Traverse City Record-Eagle

May 23, 2013

Victory for medical marijuana patients

BY MATT TROUTMAN mtroutman@record-eagle.com
Traverse City Record-Eagle

---- — TRAVERSE CITY — Medical marijuana patients and advocates scored a victory after the state’s top court issued a decision on a long-running Grand Traverse County case.

The Michigan Supreme Court this week effectively struck down a “zero tolerance” approach toward medical marijuana patients who drive with the drug in their system.

“Now it’s up to the prosecutor to show the medical marijuana user is actually affected before they can move forward with prosecution,” said Jim Hunt, a local attorney who represents defendant Rodney Lee Koon.

Koon, 51, has a medical medical marijuana registry card to address pain from two back surgeries. He was pulled over in 2010 by a Grand Traverse County sheriff’s deputy for speeding and told the deputy he smoked marijuana about five hours earlier.

“The thing about it was I wasn’t intoxicated when the officer pulled me over,” Koon said. “But by that time he had me cuffs. I told him then I’ll take it to the Supreme Court.”

Koon was arrested and charged with operating while intoxicated after a blood test showed marijuana in his system.

It’s illegal under Michigan law for a driver to have any amount of marijuana in their system, but at the time 13th Circuit Court Judge Philip Rodgers ruled the Michigan Medical Marihuana Act provided Koon with protection from prosecution.

Grand Traverse County’s then-Prosecutor, Alan Schneider, successfully appealed Rodgers’ decision to a state appellate court panel, which set the stage for a Michigan Supreme Court decision with broad implications for medical marijuana patients. The Supreme Court ruled the voter-approved 2008 medical marijuana act was clear that patients are protected as long as they don’t drive under the influence:

“The MMMA does not define what it means to be ‘under the influence,’ but the phrase clearly contemplates something more than having any amount of marijuana in one’s system and requires some effect on the person,” the Supreme Court’s ruling stated.

Grand Traverse County Prosecutor Bob Cooney said he would make a decision “very shortly” on whether to continue the Koon case in 86th District Court under the terms dictated by the Supreme Court.

Koon is proud of the victory, even as he waits for Cooney’s next move.

“When you believe in something, never back down,” he said. “If you’re wrong, you take your lumps or take your punishment.”

Jesse Williams, a local attorney who specializes in medical marijuana cases, called the decision “monumental” for its direct effect on patients throughout the state.

“Every case that exists where there is a medical marijuana patient charged with the presence of a controlled substance-marijuana now has a viable defense,” he said. “The burden is on the people, as it always been.”

Cooney said he still has concerns. He said the decision creates a “double standard” for medical marijuana patients and the rest of the public and it makes no distinction between driving under the influence and the lesser offense of driving while impaired.

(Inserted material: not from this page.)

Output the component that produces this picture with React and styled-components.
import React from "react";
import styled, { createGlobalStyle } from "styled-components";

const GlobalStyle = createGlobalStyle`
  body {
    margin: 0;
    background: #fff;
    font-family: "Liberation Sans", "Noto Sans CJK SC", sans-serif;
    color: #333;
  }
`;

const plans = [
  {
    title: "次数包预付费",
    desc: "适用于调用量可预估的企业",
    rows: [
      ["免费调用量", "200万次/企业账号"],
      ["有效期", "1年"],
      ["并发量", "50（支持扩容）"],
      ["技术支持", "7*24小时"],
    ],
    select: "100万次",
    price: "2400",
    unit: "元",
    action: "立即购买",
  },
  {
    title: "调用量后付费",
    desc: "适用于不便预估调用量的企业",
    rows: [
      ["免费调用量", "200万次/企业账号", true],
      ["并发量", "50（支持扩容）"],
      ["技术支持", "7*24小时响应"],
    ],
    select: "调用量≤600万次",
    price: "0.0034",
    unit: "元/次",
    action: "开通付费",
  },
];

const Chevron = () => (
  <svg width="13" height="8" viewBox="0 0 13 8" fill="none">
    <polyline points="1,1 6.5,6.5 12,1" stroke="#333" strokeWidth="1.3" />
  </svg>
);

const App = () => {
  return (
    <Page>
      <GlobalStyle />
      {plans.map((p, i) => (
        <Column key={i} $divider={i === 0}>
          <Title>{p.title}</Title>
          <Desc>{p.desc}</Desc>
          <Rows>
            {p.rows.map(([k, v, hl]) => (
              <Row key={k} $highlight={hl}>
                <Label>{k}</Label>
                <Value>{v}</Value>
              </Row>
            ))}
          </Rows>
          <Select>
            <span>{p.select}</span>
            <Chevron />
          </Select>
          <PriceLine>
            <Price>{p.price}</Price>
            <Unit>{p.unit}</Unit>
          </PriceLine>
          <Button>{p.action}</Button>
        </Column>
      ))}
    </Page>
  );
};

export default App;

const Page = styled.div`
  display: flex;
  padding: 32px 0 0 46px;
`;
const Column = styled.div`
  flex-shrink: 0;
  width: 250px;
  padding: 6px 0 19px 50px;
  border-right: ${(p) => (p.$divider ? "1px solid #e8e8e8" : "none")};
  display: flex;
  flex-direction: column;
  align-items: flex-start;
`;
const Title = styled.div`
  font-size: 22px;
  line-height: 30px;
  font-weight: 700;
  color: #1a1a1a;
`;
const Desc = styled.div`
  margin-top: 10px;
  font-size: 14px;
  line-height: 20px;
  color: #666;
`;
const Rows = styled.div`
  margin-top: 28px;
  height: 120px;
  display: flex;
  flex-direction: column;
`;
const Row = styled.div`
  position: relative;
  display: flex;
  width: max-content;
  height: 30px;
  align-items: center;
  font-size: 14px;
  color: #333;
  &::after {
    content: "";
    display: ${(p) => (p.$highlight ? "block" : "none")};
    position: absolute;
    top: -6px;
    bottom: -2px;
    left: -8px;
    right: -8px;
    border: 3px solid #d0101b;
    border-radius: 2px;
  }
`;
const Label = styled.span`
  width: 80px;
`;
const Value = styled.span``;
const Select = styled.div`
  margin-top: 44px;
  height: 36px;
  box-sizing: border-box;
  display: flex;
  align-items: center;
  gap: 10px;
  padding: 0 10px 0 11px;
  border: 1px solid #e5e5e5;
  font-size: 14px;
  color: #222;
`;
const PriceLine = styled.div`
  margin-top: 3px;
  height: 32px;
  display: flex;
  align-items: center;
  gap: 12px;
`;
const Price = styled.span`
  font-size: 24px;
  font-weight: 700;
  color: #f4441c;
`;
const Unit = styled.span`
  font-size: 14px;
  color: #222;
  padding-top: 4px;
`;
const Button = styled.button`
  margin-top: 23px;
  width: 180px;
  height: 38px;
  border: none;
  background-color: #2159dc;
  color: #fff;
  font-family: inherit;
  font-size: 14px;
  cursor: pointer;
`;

The Supreme Court decision states the Legislature could help clarify the issue by setting a “legal limit” for driving, but Cooney noted the reason the Legislature initially passed marijuana zero tolerance was the difficulty in establishing such a standard in the first place.

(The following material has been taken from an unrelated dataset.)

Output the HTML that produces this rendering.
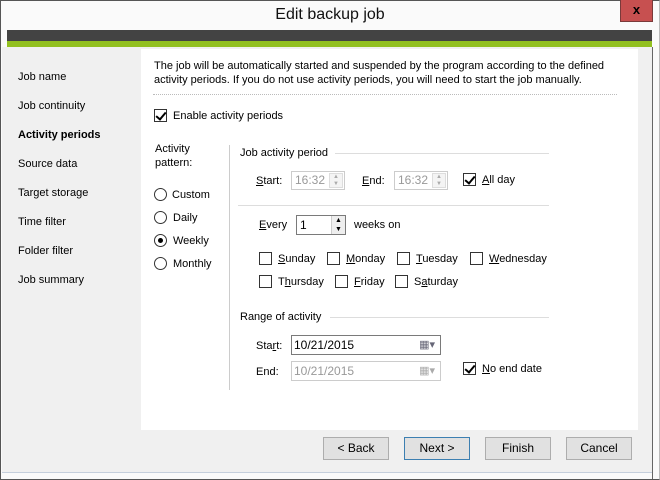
<!DOCTYPE html>
<html><head><style>
*{margin:0;padding:0;box-sizing:border-box}
body{width:660px;height:480px;overflow:hidden;background:#fafafa;font-family:"Liberation Sans",sans-serif;font-size:11px;color:#000;position:relative}
.a{position:absolute}
.t{position:absolute;white-space:nowrap;letter-spacing:0;margin-top:1px}
.cb{position:absolute;width:13px;height:13px;border:1px solid #333;background:#fff}
.cb.k::after{content:"";position:absolute;left:3px;top:0px;width:4px;height:8px;border:solid #000;border-width:0 2px 2px 0;transform:rotate(40deg)}
.rb{position:absolute;width:13px;height:13px;border:1px solid #333;border-radius:50%;background:#fff}
.rb.k::after{content:"";position:absolute;left:3px;top:3px;width:5px;height:5px;border-radius:50%;background:#000}
.btn{position:absolute;top:437px;width:66px;height:23px;background:#e1e1e1;border:1px solid #adadad;text-align:center;line-height:21px;font-size:12px}
.sp{position:absolute;border:1px solid #ccc;background:#fff;color:#999;padding-left:3px;line-height:17px;font-size:12px}
.ar{position:absolute;right:1px;top:1px;width:14px;height:15px;border:1px solid #ddd;background:#f4f4f4;font-size:6px;line-height:7px;text-align:center;color:#aaa}
u{text-decoration:underline}
</style></head><body>
<div class="a" style="left:0;top:0;width:660px;height:480px;border:1px solid #555;border-right-color:#bbb"></div>
<div class="t" style="left:0;width:660px;text-align:center;top:5px;font-size:16px;color:#111">Edit backup job</div>
<div class="a" style="left:620px;top:0;width:33px;height:22px;background:#c75050;border:1px solid #7a3a3a;border-top:none;text-align:center;font-weight:bold;font-size:13px;line-height:20px">x</div>
<div class="a" style="left:7px;top:30px;width:645px;height:11px;background:#434343"></div>
<div class="a" style="left:7px;top:41px;width:645px;height:6px;background:#92c020"></div>
<div class="a" style="left:2px;top:47px;width:651px;height:425px;background:#f0f0f0"></div>
<div class="a" style="left:2px;top:472px;width:651px;height:1px;background:#c5cfdc"></div>
<div class="a" style="left:652px;top:47px;width:1px;height:432px;background:#666"></div>
<div class="a" style="left:141px;top:49px;width:497px;height:381px;background:#fff"></div>
<div class="t" style="left:18px;top:70px">Job name</div>
<div class="t" style="left:18px;top:99px">Job continuity</div>
<div class="t" style="left:18px;top:128px;font-weight:bold">Activity periods</div>
<div class="t" style="left:18px;top:157px">Source data</div>
<div class="t" style="left:18px;top:186px">Target storage</div>
<div class="t" style="left:18px;top:215px">Time filter</div>
<div class="t" style="left:18px;top:244px">Folder filter</div>
<div class="t" style="left:18px;top:273px">Job summary</div>
<div class="t" style="left:154px;top:59px">The job will be automatically started and suspended by the program according to the defined</div>
<div class="t" style="left:154px;top:73px">activity periods. If you do not use activity periods, you will need to start the job manually.</div>
<div class="a" style="left:153px;top:94px;width:464px;border-top:1px dotted #bbb"></div>
<div class="cb k" style="left:154px;top:109px"></div>
<div class="t" style="left:173px;top:109px">Enable activity periods</div>
<div class="t" style="left:155px;top:141px;line-height:14px">Activity<br>pattern:</div>
<div class="a" style="left:229px;top:145px;width:1px;height:245px;background:#ccc"></div>
<div class="rb" style="left:154px;top:188px"></div><div class="t" style="left:172px;top:188px">Custom</div>
<div class="rb" style="left:154px;top:211px"></div><div class="t" style="left:173px;top:211px">Daily</div>
<div class="rb k" style="left:154px;top:234px"></div><div class="t" style="left:173px;top:234px">Weekly</div>
<div class="rb" style="left:154px;top:257px"></div><div class="t" style="left:173px;top:257px">Monthly</div>
<div class="t" style="left:240px;top:146px">Job activity period</div>
<div class="a" style="left:335px;top:153px;width:214px;height:1px;background:#ddd"></div>
<div class="t" style="left:256px;top:174px"><u>S</u>tart:</div>
<div class="sp" style="left:291px;top:171px;width:54px;height:19px">16:32<div class="ar">▲<br>▼</div></div>
<div class="t" style="left:362px;top:174px"><u>E</u>nd:</div>
<div class="sp" style="left:394px;top:171px;width:54px;height:19px">16:32<div class="ar">▲<br>▼</div></div>
<div class="cb k" style="left:463px;top:173px"></div>
<div class="t" style="left:482px;top:173px"><u>A</u>ll day</div>
<div class="a" style="left:238px;top:205px;width:311px;height:1px;background:#ddd"></div>
<div class="t" style="left:259px;top:218px"><u>E</u>very</div>
<div class="a" style="left:296px;top:215px;width:50px;height:20px;border:1px solid #7a7a7a;background:#fff;padding-left:3px;line-height:18px;font-size:12px">1</div>
<div class="a" style="left:331px;top:216px;width:14px;height:18px;background:#eee;border-left:1px solid #ccc;font-size:7px;line-height:9px;text-align:center">▲<br>▼</div>
<div class="t" style="left:354px;top:218px">weeks on</div>
<div class="cb" style="left:259px;top:252px"></div><div class="t" style="left:278px;top:252px"><u>S</u>unday</div>
<div class="cb" style="left:327px;top:252px"></div><div class="t" style="left:346px;top:252px"><u>M</u>onday</div>
<div class="cb" style="left:397px;top:252px"></div><div class="t" style="left:416px;top:252px"><u>T</u>uesday</div>
<div class="cb" style="left:470px;top:252px"></div><div class="t" style="left:489px;top:252px"><u>W</u>ednesday</div>
<div class="cb" style="left:259px;top:275px"></div><div class="t" style="left:278px;top:275px">T<u>h</u>ursday</div>
<div class="cb" style="left:335px;top:275px"></div><div class="t" style="left:354px;top:275px"><u>F</u>riday</div>
<div class="cb" style="left:395px;top:275px"></div><div class="t" style="left:414px;top:275px">S<u>a</u>turday</div>
<div class="t" style="left:240px;top:310px">Range of activity</div>
<div class="a" style="left:330px;top:317px;width:219px;height:1px;background:#ddd"></div>
<div class="t" style="left:256px;top:339px">Sta<u>r</u>t:</div>
<div class="a" style="left:291px;top:335px;width:150px;height:20px;border:1px solid #7a7a7a;background:#fff;padding-left:2px;line-height:18px;font-size:12px">10/21/2015<span style="position:absolute;right:5px;color:#667;font-size:11px">▦▾</span></div>
<div class="t" style="left:256px;top:365px">End:</div>
<div class="a" style="left:291px;top:361px;width:150px;height:20px;border:1px solid #ccc;background:#fff;padding-left:2px;line-height:18px;color:#999;font-size:12px">10/21/2015<span style="position:absolute;right:5px;color:#aaa;font-size:11px">▦▾</span></div>
<div class="cb k" style="left:463px;top:362px"></div>
<div class="t" style="left:482px;top:362px"><u>N</u>o end date</div>
<div class="btn" style="left:323px">&lt; Back</div>
<div class="btn" style="left:404px;border-color:#3c7fb1">Next &gt;</div>
<div class="btn" style="left:485px">Finish</div>
<div class="btn" style="left:566px">Cancel</div>
</body></html>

“I think it’s important to understand people don’t have same symptoms while under marijuana as alcohol,” he said.

Rodgers said law enforcement would just have to go back to older policing methods to judge marijuana impairment.

“Long before blood-alcohol testing, we did roadside testing to see if someone (was) impaired,” he said. “Until such time we have a way to determine quantity of (marijuana) in someone’s system, I assume law enforcement would go back to time-honored field sobriety tests for driving impairment.”